Alternatively, you can use PROC GLM to compute the analysis of variance. You can also use the ESTIMATE statement in GLM to compute the estimate and standard error of the difference between the means of the two POWDER levels. The statements and results are not shown here, but you can obtain them by following the examples in Section 3.4, “Analysis of One-Way Classification of Data.” The estimate and standard error of the difference for the BULLET data are identical to those given in Output 3.5.

3.3.3 Multiple Comparisons and Preplanned Comparisons

The F-test for a factor in an analysis of variance tests the null hypothesis that all the factor means are equal.

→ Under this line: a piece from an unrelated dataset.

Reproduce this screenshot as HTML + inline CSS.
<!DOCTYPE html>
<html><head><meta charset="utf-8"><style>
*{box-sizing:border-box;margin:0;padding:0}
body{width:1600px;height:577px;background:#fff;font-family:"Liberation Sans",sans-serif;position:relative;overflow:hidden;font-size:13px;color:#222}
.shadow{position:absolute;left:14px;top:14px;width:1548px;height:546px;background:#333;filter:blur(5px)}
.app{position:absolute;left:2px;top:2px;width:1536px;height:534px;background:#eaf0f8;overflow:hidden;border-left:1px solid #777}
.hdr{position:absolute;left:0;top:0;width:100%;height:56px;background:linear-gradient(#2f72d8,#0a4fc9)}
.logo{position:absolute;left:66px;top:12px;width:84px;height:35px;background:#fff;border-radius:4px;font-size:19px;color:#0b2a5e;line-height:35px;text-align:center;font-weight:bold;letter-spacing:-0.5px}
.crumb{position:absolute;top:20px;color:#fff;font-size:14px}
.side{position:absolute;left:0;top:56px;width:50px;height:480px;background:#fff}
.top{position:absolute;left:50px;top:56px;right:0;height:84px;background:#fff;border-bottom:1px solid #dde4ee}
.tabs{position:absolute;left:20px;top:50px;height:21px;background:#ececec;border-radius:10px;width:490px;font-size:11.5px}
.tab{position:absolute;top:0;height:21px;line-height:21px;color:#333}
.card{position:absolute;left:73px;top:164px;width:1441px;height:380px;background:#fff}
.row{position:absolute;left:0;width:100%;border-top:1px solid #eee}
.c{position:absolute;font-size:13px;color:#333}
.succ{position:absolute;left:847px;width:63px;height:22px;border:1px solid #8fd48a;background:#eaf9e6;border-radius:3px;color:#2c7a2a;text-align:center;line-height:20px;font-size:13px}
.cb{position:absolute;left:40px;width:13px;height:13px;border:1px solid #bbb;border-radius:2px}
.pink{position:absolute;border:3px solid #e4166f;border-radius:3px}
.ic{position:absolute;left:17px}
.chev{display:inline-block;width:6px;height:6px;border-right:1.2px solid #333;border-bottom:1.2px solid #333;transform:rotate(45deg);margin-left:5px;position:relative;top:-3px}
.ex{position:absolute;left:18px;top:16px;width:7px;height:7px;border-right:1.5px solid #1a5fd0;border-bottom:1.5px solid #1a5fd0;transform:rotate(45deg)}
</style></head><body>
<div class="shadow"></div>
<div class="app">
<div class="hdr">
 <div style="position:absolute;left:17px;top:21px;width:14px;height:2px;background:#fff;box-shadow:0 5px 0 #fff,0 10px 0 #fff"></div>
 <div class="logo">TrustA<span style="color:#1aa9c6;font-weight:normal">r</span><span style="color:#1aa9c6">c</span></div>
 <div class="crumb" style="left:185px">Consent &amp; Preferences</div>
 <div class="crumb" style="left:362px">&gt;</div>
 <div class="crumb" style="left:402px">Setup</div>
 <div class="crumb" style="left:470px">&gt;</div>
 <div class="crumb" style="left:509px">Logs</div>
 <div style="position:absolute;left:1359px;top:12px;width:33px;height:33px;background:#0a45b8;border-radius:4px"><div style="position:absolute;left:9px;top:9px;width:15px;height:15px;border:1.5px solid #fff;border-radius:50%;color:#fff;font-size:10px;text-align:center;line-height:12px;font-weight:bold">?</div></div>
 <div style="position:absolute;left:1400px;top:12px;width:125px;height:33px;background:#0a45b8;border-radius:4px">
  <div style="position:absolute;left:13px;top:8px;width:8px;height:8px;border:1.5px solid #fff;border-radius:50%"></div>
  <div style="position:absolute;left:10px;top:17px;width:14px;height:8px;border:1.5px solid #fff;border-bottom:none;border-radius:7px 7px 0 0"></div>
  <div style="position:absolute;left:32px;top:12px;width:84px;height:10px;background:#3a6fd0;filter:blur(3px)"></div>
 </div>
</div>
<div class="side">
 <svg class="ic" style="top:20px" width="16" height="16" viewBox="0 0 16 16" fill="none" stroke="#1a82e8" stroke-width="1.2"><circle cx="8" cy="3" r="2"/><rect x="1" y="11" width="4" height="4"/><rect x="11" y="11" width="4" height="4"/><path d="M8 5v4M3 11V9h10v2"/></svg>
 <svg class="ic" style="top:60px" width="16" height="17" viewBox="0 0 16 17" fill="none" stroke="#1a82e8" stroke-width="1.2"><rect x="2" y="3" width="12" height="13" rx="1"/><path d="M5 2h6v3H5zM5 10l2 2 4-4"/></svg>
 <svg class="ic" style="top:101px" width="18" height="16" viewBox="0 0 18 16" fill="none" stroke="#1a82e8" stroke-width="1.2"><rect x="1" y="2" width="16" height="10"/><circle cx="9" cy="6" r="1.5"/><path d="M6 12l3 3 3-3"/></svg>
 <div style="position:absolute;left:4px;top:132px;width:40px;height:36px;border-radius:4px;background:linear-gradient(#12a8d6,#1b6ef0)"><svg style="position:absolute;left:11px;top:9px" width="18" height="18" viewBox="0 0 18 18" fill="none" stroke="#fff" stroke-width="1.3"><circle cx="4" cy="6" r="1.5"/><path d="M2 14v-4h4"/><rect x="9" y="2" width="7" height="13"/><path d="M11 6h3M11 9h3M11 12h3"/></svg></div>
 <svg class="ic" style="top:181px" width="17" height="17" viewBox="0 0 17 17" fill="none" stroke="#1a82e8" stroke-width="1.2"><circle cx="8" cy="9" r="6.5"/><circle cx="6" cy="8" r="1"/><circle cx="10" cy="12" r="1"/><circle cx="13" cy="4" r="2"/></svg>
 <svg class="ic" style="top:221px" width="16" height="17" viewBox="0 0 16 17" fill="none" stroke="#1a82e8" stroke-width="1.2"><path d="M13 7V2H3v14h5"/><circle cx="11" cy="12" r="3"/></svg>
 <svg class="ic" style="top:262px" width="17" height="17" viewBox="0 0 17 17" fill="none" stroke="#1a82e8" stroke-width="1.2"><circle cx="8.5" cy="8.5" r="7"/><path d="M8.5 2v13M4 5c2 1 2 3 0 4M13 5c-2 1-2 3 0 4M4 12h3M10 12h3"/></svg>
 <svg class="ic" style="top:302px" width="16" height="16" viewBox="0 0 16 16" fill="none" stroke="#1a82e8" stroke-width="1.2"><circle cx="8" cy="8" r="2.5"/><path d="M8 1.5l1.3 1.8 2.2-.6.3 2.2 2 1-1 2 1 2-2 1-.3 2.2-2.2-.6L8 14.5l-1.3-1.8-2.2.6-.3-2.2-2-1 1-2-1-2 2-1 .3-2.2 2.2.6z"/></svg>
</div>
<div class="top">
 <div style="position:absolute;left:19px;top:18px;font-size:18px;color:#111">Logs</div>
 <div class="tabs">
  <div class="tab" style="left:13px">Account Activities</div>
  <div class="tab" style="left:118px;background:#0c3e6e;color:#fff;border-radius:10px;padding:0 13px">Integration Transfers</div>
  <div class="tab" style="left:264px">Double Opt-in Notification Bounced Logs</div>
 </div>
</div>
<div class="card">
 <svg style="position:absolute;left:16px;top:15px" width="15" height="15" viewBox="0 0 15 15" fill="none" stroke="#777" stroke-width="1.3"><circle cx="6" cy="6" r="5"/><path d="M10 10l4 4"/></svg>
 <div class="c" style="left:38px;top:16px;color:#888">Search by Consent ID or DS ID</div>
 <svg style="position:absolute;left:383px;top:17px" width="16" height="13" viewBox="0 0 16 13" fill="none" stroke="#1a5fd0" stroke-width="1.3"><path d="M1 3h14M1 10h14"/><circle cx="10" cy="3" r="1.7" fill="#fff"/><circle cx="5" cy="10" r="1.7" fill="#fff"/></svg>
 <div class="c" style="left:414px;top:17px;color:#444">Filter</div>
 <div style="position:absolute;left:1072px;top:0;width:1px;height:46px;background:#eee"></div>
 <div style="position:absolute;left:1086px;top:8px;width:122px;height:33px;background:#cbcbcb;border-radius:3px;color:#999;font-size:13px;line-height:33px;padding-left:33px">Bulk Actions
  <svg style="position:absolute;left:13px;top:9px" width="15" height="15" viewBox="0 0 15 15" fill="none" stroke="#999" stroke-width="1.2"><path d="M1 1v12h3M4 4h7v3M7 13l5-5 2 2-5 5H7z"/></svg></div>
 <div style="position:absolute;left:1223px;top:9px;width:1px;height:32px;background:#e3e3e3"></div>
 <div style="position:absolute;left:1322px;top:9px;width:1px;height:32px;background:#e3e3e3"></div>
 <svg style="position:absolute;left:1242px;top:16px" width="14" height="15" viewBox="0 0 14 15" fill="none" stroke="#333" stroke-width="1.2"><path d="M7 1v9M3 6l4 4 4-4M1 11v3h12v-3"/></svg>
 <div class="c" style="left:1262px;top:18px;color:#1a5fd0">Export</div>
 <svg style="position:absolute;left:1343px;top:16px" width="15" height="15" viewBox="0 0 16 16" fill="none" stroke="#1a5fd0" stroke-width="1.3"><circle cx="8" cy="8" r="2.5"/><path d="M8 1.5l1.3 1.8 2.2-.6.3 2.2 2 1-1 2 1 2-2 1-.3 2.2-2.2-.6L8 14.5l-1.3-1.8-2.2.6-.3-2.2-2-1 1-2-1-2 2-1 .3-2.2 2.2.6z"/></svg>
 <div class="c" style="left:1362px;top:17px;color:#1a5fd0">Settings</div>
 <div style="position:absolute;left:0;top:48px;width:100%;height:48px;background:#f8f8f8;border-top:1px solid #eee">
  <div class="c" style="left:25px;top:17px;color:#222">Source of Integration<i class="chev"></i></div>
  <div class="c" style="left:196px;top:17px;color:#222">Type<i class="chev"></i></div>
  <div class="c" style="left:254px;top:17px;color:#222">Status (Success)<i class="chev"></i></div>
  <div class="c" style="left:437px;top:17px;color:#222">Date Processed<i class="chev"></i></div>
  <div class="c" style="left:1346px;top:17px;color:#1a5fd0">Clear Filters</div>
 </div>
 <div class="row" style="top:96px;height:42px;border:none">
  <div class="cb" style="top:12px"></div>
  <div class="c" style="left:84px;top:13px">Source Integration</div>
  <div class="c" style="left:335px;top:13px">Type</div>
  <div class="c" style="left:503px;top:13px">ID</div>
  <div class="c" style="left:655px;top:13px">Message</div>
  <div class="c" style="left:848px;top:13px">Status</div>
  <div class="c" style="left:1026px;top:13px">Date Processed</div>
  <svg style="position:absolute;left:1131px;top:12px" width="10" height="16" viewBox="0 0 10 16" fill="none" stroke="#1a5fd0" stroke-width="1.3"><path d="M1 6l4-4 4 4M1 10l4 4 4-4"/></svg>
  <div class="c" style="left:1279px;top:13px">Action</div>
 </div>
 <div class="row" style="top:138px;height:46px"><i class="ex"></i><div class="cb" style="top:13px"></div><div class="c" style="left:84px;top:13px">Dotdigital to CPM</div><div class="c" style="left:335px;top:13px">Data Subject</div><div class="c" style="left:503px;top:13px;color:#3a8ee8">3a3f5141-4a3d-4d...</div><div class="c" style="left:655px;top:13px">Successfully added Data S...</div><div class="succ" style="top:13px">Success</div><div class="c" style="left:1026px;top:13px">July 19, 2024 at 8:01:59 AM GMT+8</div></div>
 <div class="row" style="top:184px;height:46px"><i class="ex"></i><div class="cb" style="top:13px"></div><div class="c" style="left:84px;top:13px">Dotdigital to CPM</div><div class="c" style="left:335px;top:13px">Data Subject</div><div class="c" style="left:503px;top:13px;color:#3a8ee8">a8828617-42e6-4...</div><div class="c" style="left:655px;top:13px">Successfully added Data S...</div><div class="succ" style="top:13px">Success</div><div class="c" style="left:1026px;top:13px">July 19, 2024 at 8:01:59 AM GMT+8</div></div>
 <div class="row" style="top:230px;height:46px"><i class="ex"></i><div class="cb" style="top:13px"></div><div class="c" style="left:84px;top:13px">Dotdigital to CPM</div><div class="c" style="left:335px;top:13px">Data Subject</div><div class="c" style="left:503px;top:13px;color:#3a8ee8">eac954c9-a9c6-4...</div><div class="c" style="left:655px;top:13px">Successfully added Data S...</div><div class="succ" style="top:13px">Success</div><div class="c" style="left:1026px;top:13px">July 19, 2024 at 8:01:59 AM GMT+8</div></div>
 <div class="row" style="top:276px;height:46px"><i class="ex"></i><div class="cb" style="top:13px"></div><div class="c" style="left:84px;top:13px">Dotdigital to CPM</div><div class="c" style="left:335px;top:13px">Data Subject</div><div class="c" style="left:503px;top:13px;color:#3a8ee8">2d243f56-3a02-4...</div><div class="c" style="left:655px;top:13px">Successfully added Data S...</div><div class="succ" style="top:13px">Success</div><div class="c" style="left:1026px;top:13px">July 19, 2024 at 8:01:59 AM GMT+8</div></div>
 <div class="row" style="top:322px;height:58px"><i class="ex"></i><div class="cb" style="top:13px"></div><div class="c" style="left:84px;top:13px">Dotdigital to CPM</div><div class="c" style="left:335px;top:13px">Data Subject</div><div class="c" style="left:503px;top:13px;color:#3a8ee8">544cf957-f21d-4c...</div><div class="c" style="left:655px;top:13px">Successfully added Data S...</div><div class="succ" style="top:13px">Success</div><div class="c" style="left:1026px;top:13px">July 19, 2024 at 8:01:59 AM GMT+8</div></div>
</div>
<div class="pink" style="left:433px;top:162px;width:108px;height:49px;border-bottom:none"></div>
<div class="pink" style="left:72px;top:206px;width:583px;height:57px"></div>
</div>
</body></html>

However, the conclusion of such a test is seldom a satisfactory end to the analysis. You usually want to know more about the differences among the means (for example, which means are different from which other means or if any groups of means have common values).

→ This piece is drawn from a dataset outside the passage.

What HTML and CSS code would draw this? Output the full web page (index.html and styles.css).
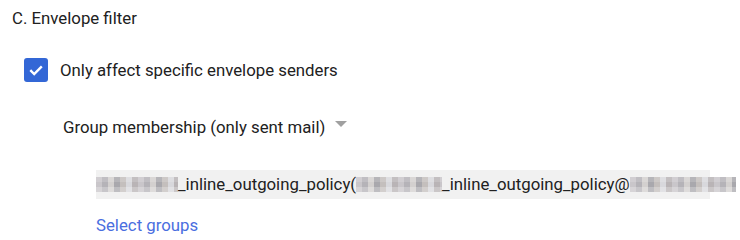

Multiple comparisons of the means are commonly used to answer these questions. There are numerous methods for making multiple comparisons, most of which are available in PROC ANOVA and PROC GLM. In this chapter, only a few of the methods are illustrated.

One method of multiple comparisons is to conduct a series of t-tests between pairs of means; this is essentially the method known as least significant difference (LSD). Refer to Steel and Torrie (1980) for examples.

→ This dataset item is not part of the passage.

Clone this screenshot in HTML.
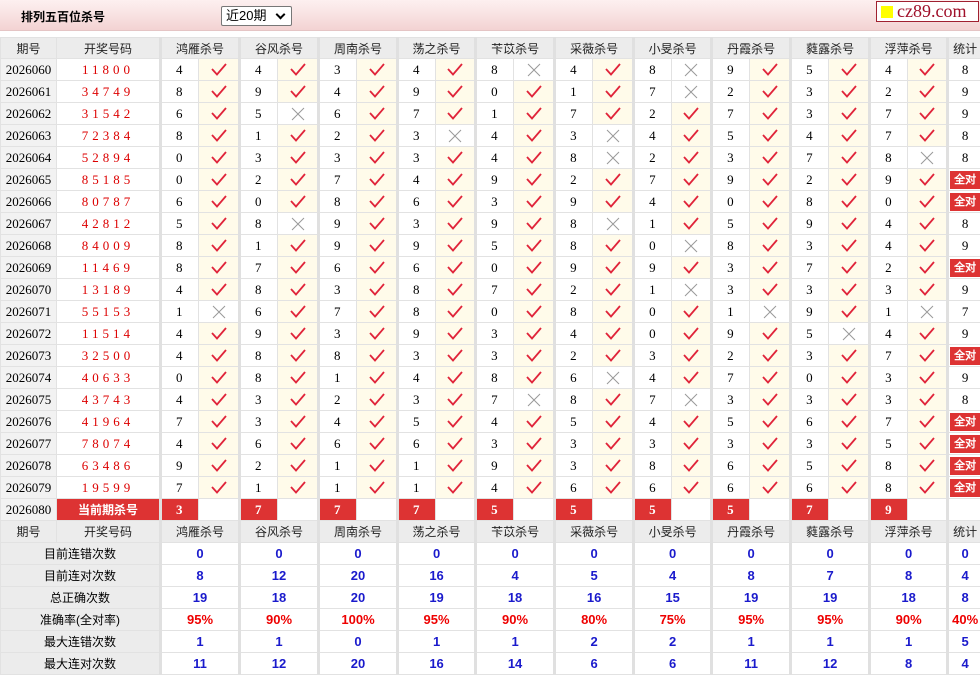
<!DOCTYPE html>
<html><head><meta charset="utf-8"><style>
*{margin:0;padding:0;box-sizing:border-box}
body{width:980px;height:673px;overflow:hidden;background:#fff;font-family:"Liberation Sans","Noto Sans CJK SC",sans-serif;font-size:12px;color:#000;position:relative}
.top{position:absolute;left:0;top:0;width:980px;height:31px;background:linear-gradient(#fdf0f0,#f3d3d3);border-bottom:1px solid #e5c5c5}
.title{position:absolute;left:21px;top:8px;font-weight:bold;font-size:12px}
.sel{position:absolute;left:221px;top:6px;width:71px;height:20px;border:1px solid #777;border-radius:2px;background:#fff;font-size:13px;padding-left:4px;line-height:18px}
.sel:after{content:"";position:absolute;right:7px;top:4px;width:5px;height:5px;border-right:2px solid #000;border-bottom:2px solid #000;transform:rotate(45deg)}
.logo{position:absolute;left:876px;top:1px;width:103px;height:21px;border:1px solid #a02030;background:#fff;color:#a0102a;font-family:"Liberation Serif",serif;font-size:18px;line-height:19px;padding-left:20px}
.logo:before{content:"";position:absolute;left:4px;top:4px;width:12px;height:12px;background:#ff0}
table{position:absolute;left:0;top:37px;border-collapse:collapse;table-layout:fixed;width:980px}
td{height:22px;border:1px solid #e2e2e2;text-align:center;padding:0;overflow:hidden;white-space:nowrap}
tr.h td{background:#ececec;height:21px;color:#222}
tr.h2 td{background:#ececec;height:22px;color:#222}
td.q{background:#f2f2f2;font-family:"Liberation Serif",serif;font-size:13px}
td.k{color:#d00;font-family:"Liberation Serif",serif;font-size:13px;letter-spacing:4px}
td.n{font-family:"Liberation Serif",serif;font-size:13px;text-align:left;padding-left:14px}
td.g{border-left:3px solid #e0e0e0}
td.m{background:#fffbea}
td.x{background:#fff}
td.s{font-family:"Liberation Serif",serif;font-size:13px}
.qd{background:#d33;color:#fff;font-size:11px;font-weight:bold;display:inline-block;width:30px;line-height:18px}
td.cur{background:#d33;color:#fff;font-weight:bold}
td.cn{background:#d33;color:#fff;font-weight:bold;font-family:"Liberation Serif",serif;font-size:13px;text-align:left;padding-left:14px}
td.lab{background:#ececec}
td.b{font-weight:bold;color:#1a1acc;font-size:13px}
td.r{font-weight:bold;color:#e00;font-size:13px}
svg{display:block;margin:auto}
</style></head><body>
<div class="top"><div class="title">排列五百位杀号</div><div class="sel">近20期</div><div class="logo">cz89.com</div></div>
<table id="t"></table>
<script>
var names=["鸿雁","谷风","周南","荡之","苄苡","采薇","小旻","丹霞","蕤露","浮萍"];
var W=[79,79,79,78,79,79,78,79,79,78];
var rows=[
["2026060","11800","4v4v3v4v8x4v8x9v5v4v","8"],
["2026061","34749","8v9v4v9v0v1v7x2v3v2v","9"],
["2026062","31542","6v5x6v7v1v7v2v7v3v7v","9"],
["2026063","72384","8v1v2v3x4v3x4v5v4v7v","8"],
["2026064","52894","0v3v3v3v4v8x2v3v7v8x","8"],
["2026065","85185","0v2v7v4v9v2v7v9v2v9v","A"],
["2026066","80787","6v0v8v6v3v9v4v0v8v0v","A"],
["2026067","42812","5v8x9v3v9v8x1v5v9v4v","8"],
["2026068","84009","8v1v9v9v5v8v0x8v3v4v","9"],
["2026069","11469","8v7v6v6v0v9v9v3v7v2v","A"],
["2026070","13189","4v8v3v8v7v2v1x3v3v3v","9"],
["2026071","55153","1x6v7v8v0v8v0v1x9v1x","7"],
["2026072","11514","4v9v3v9v3v4v0v9v5x4v","9"],
["2026073","32500","4v8v8v3v3v2v3v2v3v7v","A"],
["2026074","40633","0v8v1v4v8v6x4v7v0v3v","9"],
["2026075","43743","4v3v2v3v7x8v7x3v3v3v","8"],
["2026076","41964","7v3v4v5v4v5v4v5v6v7v","A"],
["2026077","78074","4v6v6v6v3v3v3v3v3v5v","A"],
["2026078","63486","9v2v1v1v9v3v8v6v5v8v","A"],
["2026079","19599","7v1v1v1v4v6v6v6v6v8v","A"]];
var CK='<svg width="16" height="13"><path d="M1 6 L6 11.5 L15 1" fill="none" stroke="#e0243a" stroke-width="1.8"/></svg>';
var XX='<svg width="14" height="14"><path d="M1 1 L13 13 M13 1 L1 13" fill="none" stroke="#999" stroke-width="1"/></svg>';
var h='<colgroup><col style="width:56px"><col style="width:104px">';
W.forEach(function(w){h+='<col style="width:38px"><col style="width:'+(w-38)+'px">'});
h+='<col style="width:34px"></colgroup>';
function head(c){var s='<tr class="'+c+'"><td>期号</td><td>开奖号码</td>';names.forEach(function(n){s+='<td colspan="2" class="g">'+n+'杀号</td>'});return s+'<td class="g">统计</td></tr>';}
h+=head('h');
rows.forEach(function(r){
 h+='<tr><td class="q">'+r[0]+'</td><td class="k">'+r[1]+'</td>';
 for(var i=0;i<10;i++){var n=r[2][i*2],m=r[2][i*2+1];h+='<td class="n g">'+n+'</td><td class="'+(m=='v'?'m':'x')+'">'+(m=='v'?CK:XX)+'</td>';}
 h+='<td class="s g">'+(r[3]=='A'?'<span class="qd">全对</span>':r[3])+'</td></tr>';
});
var cur=[3,7,7,7,5,5,5,5,7,9];
h+='<tr><td class="q">2026080</td><td class="cur">当前期杀号</td>';
cur.forEach(function(c){h+='<td class="cn g">'+c+'</td><td></td>'});
h+='<td class="g"></td></tr>';
h+=head('h2');
var st=[["目前连错次数","0 0 0 0 0 0 0 0 0 0 0",'b'],["目前连对次数","8 12 20 16 4 5 4 8 7 8 4",'b'],["总正确次数","19 18 20 19 18 16 15 19 19 18 8",'b'],["准确率(全对率)","95% 90% 100% 95% 90% 80% 75% 95% 95% 90% 40%",'r'],["最大连错次数","1 1 0 1 1 2 2 1 1 1 5",'b'],["最大连对次数","11 12 20 16 14 6 6 11 12 8 4",'b']];
st.forEach(function(s){var v=s[1].split(' ');h+='<tr><td colspan="2" class="lab">'+s[0]+'</td>';for(var i=0;i<10;i++)h+='<td colspan="2" class="g '+s[2]+'">'+v[i]+'</td>';h+='<td class="g '+s[2]+'">'+v[10]+'</td></tr>';});
document.getElementById('t').innerHTML=h;
</script>
</body></html>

Another method of multiple comparisons is Duncan’s multiple-range test. With this test, the means are first ranked from largest to smallest. Then the equality of two means is tested by referring the difference to tabled critical points, the values of which depend on the range of the ranks of the two means tested. The larger the range of the ranks, the larger the tabled critical point (Duncan 1955).

The LSD method and, to a lesser extent, Duncan’s method, are frequently criticized for inflating the Type I error rate. In other words, the overall probability of falsely declaring some pair of means different, when in fact they are equal, is substantially larger than the stated ?-level. This overall probability of a Type I error is called the experimentwise error rate. The probability of a Type I error for one particular comparison is called the comparisonwise error rate. Other methods are available to control the experimentwise error rate, including Tukey’s method.

You can request the various multiple comparison tests with options in the MEANS statement in the ANOVA and GLM procedures.

Multiple comparison procedures, as described in the previous paragraphs, are useful when there are no particular comparisons of special interest. But in most situations there is something about the factor that suggests specific comparisons. These are called preplanned comparisons because you can decide to make these comparisons prior to collecting data. Specific hypotheses for preplanned comparisons can be tested by using the CONTRAST, ESTIMATE, or LSMEANS statement in PROC GLM, as discussed in Section 3.4.3, “Planned Comparisons for One-Way Classification: The CONTRAST Statement.”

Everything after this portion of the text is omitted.